§ Aim of the task
Write the data out again, character for character, with no images.

§ Data extract
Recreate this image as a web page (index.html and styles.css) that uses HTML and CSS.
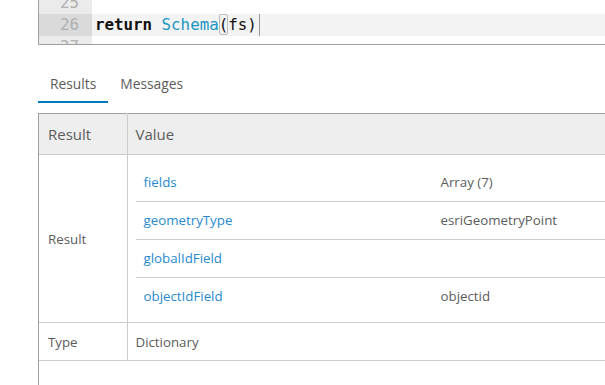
FILE: index.html
```html
<!DOCTYPE html>
<html lang="en">
<head>
  <meta charset="UTF-8" />
  <meta name="viewport" content="width=device-width, initial-scale=1.0"/>
  <title>Arcade Playground</title>
  <link rel="stylesheet" href="styles.css">
</head>
<body>
  <div class="editor">
    <div class="code-lines">
      <div class="code-line">
        <span class="gutter">25</span>
        <span class="code"></span>
      </div>
      <div class="code-line current">
        <span class="gutter">26</span>
        <span class="code"><span class="kw">return</span> <span class="fn">Schema</span><span class="match">(</span>fs)<span class="cursor"></span></span>
      </div>
      <div class="code-line">
        <span class="gutter">27</span>
        <span class="code"></span>
      </div>
    </div>
  </div>

  <div class="tabs">
    <button class="tab active">Results</button>
    <button class="tab">Messages</button>
  </div>

  <div class="results-panel">
    <table class="results">
      <thead>
        <tr>
          <th class="col-label">Result</th>
          <th>Value</th>
        </tr>
      </thead>
      <tbody>
        <tr>
          <td class="col-label">Result</td>
          <td class="nested-cell">
            <table class="dict">
              <tr>
                <td class="key"><a href="#">fields</a></td>
                <td>Array (7)</td>
              </tr>
              <tr>
                <td class="key"><a href="#">geometryType</a></td>
                <td>esriGeometryPoint</td>
              </tr>
              <tr>
                <td class="key"><a href="#">globalIdField</a></td>
                <td></td>
              </tr>
              <tr>
                <td class="key"><a href="#">objectIdField</a></td>
                <td>objectid</td>
              </tr>
            </table>
          </td>
        </tr>
        <tr class="type-row">
          <td class="col-label">Type</td>
          <td>Dictionary</td>
        </tr>
      </tbody>
    </table>
  </div>
</body>
</html>
```

FILE: styles.css
```css
:root {
  --text: #5c5c5c;
  --line: #cccccc;
  --frame: #a0a0a0;
  --link: #2789cf;
  --accent: #0079c1;
}

* {
  margin: 0;
  padding: 0;
  box-sizing: border-box;
}

body {
  width: 605px;
  height: 385px;
  overflow: hidden;
  background: #fff;
  font-family: "Open Sans", "Lato", sans-serif;
  color: var(--text);
}

/* code editor */
.editor {
  margin-left: 38px;
  height: 45px;
  overflow: hidden;
  border-left: 1px solid var(--frame);
  border-bottom: 1px solid var(--frame);
  font-family: "DejaVu Sans Mono", "Liberation Mono", monospace;
  font-size: 15.8px;
}

.code-lines {
  margin-top: -8px;
}

.code-line {
  display: flex;
  height: 22px;
  line-height: 22px;
}

.gutter {
  width: 53px;
  flex-shrink: 0;
  padding-right: 13px;
  text-align: right;
  background: #ebebeb;
  color: #b0b0b0;
}

.code {
  flex: 1;
  padding-left: 3px;
  color: #111;
  white-space: pre;
}

.code-line.current .gutter {
  background: #dadada;
}

.code-line.current .code {
  background: #f3f3f3;
}

.kw {
  font-weight: bold;
}

.fn {
  color: #1b96c4;
}

.match {
  display: inline-block;
  height: 21px;
  outline: 1px solid #bbb;
  outline-offset: -1px;
  border-radius: 2px;
}

.cursor {
  display: inline-block;
  width: 1px;
  height: 22px;
  margin-left: 2px;
  vertical-align: top;
  background: #999;
}

/* tabs */
.tabs {
  display: flex;
  margin: 19px 0 10px 38px;
}

.tab {
  background: none;
  border: none;
  border-bottom: 2px solid transparent;
  padding: 10px 12px 7px;
  font-family: inherit;
  font-size: 13.8px;
  line-height: 20px;
  color: var(--text);
  cursor: pointer;
}

.tab.active {
  border-bottom-color: var(--accent);
}

/* results table */
.results-panel {
  margin-left: 38px;
  height: 300px;
  border-left: 1px solid var(--frame);
}

.results {
  width: 700px;
  border-collapse: collapse;
  font-size: 13.3px;
}

.results th {
  height: 41px;
  padding: 0 8px;
  background: #eeeeee;
  border-top: 1px solid var(--frame);
  border-bottom: 1px solid var(--line);
  text-align: left;
  font-weight: normal;
  font-size: 15px;
}

.results td {
  padding: 0 8px;
  border-bottom: 1px solid var(--line);
}

.results .col-label {
  width: 88px;
  padding-left: 9px;
  border-right: 1px solid var(--line);
}

.results td.nested-cell {
  padding: 8px 0 8px 8px;
}

.type-row td {
  height: 38px;
}

.dict {
  width: 100%;
  border-collapse: collapse;
}

.dict td {
  height: 38px;
  padding: 0 8px;
  border-bottom: 1px solid var(--line);
}

.dict tr:last-child td {
  border-bottom: none;
  height: 37px;
}

.dict .key {
  width: 297px;
}

.dict a {
  color: var(--link);
  text-decoration: none;
}
```
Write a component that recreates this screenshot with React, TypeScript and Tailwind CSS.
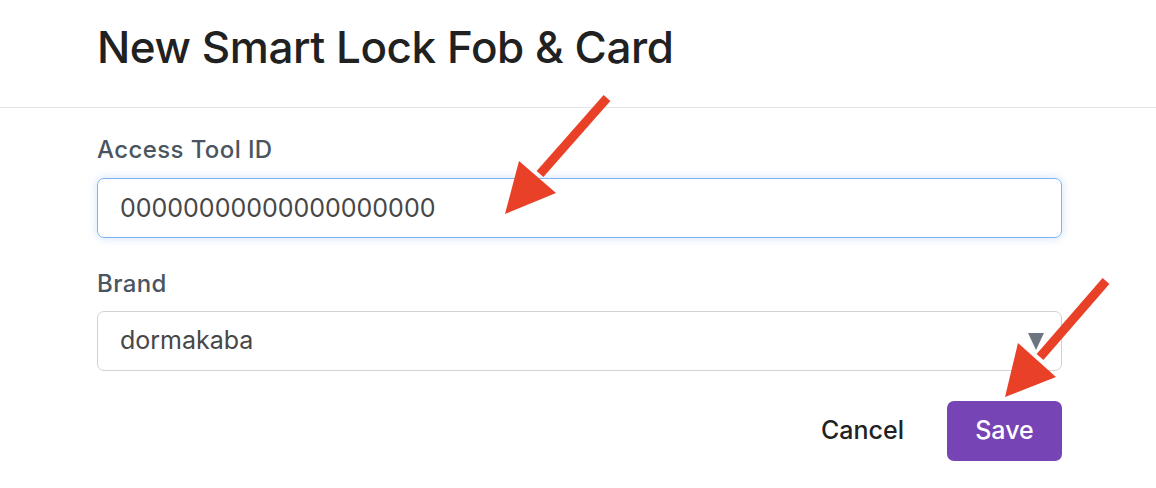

§ The completed task
Recreate this image as a web page (index.html and styles.css) that uses HTML and CSS.
FILE: index.html
```html
<!DOCTYPE html>
<html lang="en">
<head>
  <meta charset="UTF-8" />
  <meta name="viewport" content="width=device-width, initial-scale=1.0"/>
  <title>Arcade Playground</title>
  <link rel="stylesheet" href="styles.css">
</head>
<body>
  <div class="editor">
    <div class="code-lines">
      <div class="code-line">
        <span class="gutter">25</span>
        <span class="code"></span>
      </div>
      <div class="code-line current">
        <span class="gutter">26</span>
        <span class="code"><span class="kw">return</span> <span class="fn">Schema</span><span class="match">(</span>fs)<span class="cursor"></span></span>
      </div>
      <div class="code-line">
        <span class="gutter">27</span>
        <span class="code"></span>
      </div>
    </div>
  </div>

  <div class="tabs">
    <button class="tab active">Results</button>
    <button class="tab">Messages</button>
  </div>

  <div class="results-panel">
    <table class="results">
      <thead>
        <tr>
          <th class="col-label">Result</th>
          <th>Value</th>
        </tr>
      </thead>
      <tbody>
        <tr>
          <td class="col-label">Result</td>
          <td class="nested-cell">
            <table class="dict">
              <tr>
                <td class="key"><a href="#">fields</a></td>
                <td>Array (7)</td>
              </tr>
              <tr>
                <td class="key"><a href="#">geometryType</a></td>
                <td>esriGeometryPoint</td>
              </tr>
              <tr>
                <td class="key"><a href="#">globalIdField</a></td>
                <td></td>
              </tr>
              <tr>
                <td class="key"><a href="#">objectIdField</a></td>
                <td>objectid</td>
              </tr>
            </table>
          </td>
        </tr>
        <tr class="type-row">
          <td class="col-label">Type</td>
          <td>Dictionary</td>
        </tr>
      </tbody>
    </table>
  </div>
</body>
</html>
```

FILE: styles.css
```css
:root {
  --text: #5c5c5c;
  --line: #cccccc;
  --frame: #a0a0a0;
  --link: #2789cf;
  --accent: #0079c1;
}

* {
  margin: 0;
  padding: 0;
  box-sizing: border-box;
}

body {
  width: 605px;
  height: 385px;
  overflow: hidden;
  background: #fff;
  font-family: "Open Sans", "Lato", sans-serif;
  color: var(--text);
}

/* code editor */
.editor {
  margin-left: 38px;
  height: 45px;
  overflow: hidden;
  border-left: 1px solid var(--frame);
  border-bottom: 1px solid var(--frame);
  font-family: "DejaVu Sans Mono", "Liberation Mono", monospace;
  font-size: 15.8px;
}

.code-lines {
  margin-top: -8px;
}

.code-line {
  display: flex;
  height: 22px;
  line-height: 22px;
}

.gutter {
  width: 53px;
  flex-shrink: 0;
  padding-right: 13px;
  text-align: right;
  background: #ebebeb;
  color: #b0b0b0;
}

.code {
  flex: 1;
  padding-left: 3px;
  color: #111;
  white-space: pre;
}

.code-line.current .gutter {
  background: #dadada;
}

.code-line.current .code {
  background: #f3f3f3;
}

.kw {
  font-weight: bold;
}

.fn {
  color: #1b96c4;
}

.match {
  display: inline-block;
  height: 21px;
  outline: 1px solid #bbb;
  outline-offset: -1px;
  border-radius: 2px;
}

.cursor {
  display: inline-block;
  width: 1px;
  height: 22px;
  margin-left: 2px;
  vertical-align: top;
  background: #999;
}

/* tabs */
.tabs {
  display: flex;
  margin: 19px 0 10px 38px;
}

.tab {
  background: none;
  border: none;
  border-bottom: 2px solid transparent;
  padding: 10px 12px 7px;
  font-family: inherit;
  font-size: 13.8px;
  line-height: 20px;
  color: var(--text);
  cursor: pointer;
}

.tab.active {
  border-bottom-color: var(--accent);
}

/* results table */
.results-panel {
  margin-left: 38px;
  height: 300px;
  border-left: 1px solid var(--frame);
}

.results {
  width: 700px;
  border-collapse: collapse;
  font-size: 13.3px;
}

.results th {
  height: 41px;
  padding: 0 8px;
  background: #eeeeee;
  border-top: 1px solid var(--frame);
  border-bottom: 1px solid var(--line);
  text-align: left;
  font-weight: normal;
  font-size: 15px;
}

.results td {
  padding: 0 8px;
  border-bottom: 1px solid var(--line);
}

.results .col-label {
  width: 88px;
  padding-left: 9px;
  border-right: 1px solid var(--line);
}

.results td.nested-cell {
  padding: 8px 0 8px 8px;
}

.type-row td {
  height: 38px;
}

.dict {
  width: 100%;
  border-collapse: collapse;
}

.dict td {
  height: 38px;
  padding: 0 8px;
  border-bottom: 1px solid var(--line);
}

.dict tr:last-child td {
  border-bottom: none;
  height: 37px;
}

.dict .key {
  width: 297px;
}

.dict a {
  color: var(--link);
  text-decoration: none;
}
```
Write a component that recreates this screenshot with React, TypeScript and Tailwind CSS.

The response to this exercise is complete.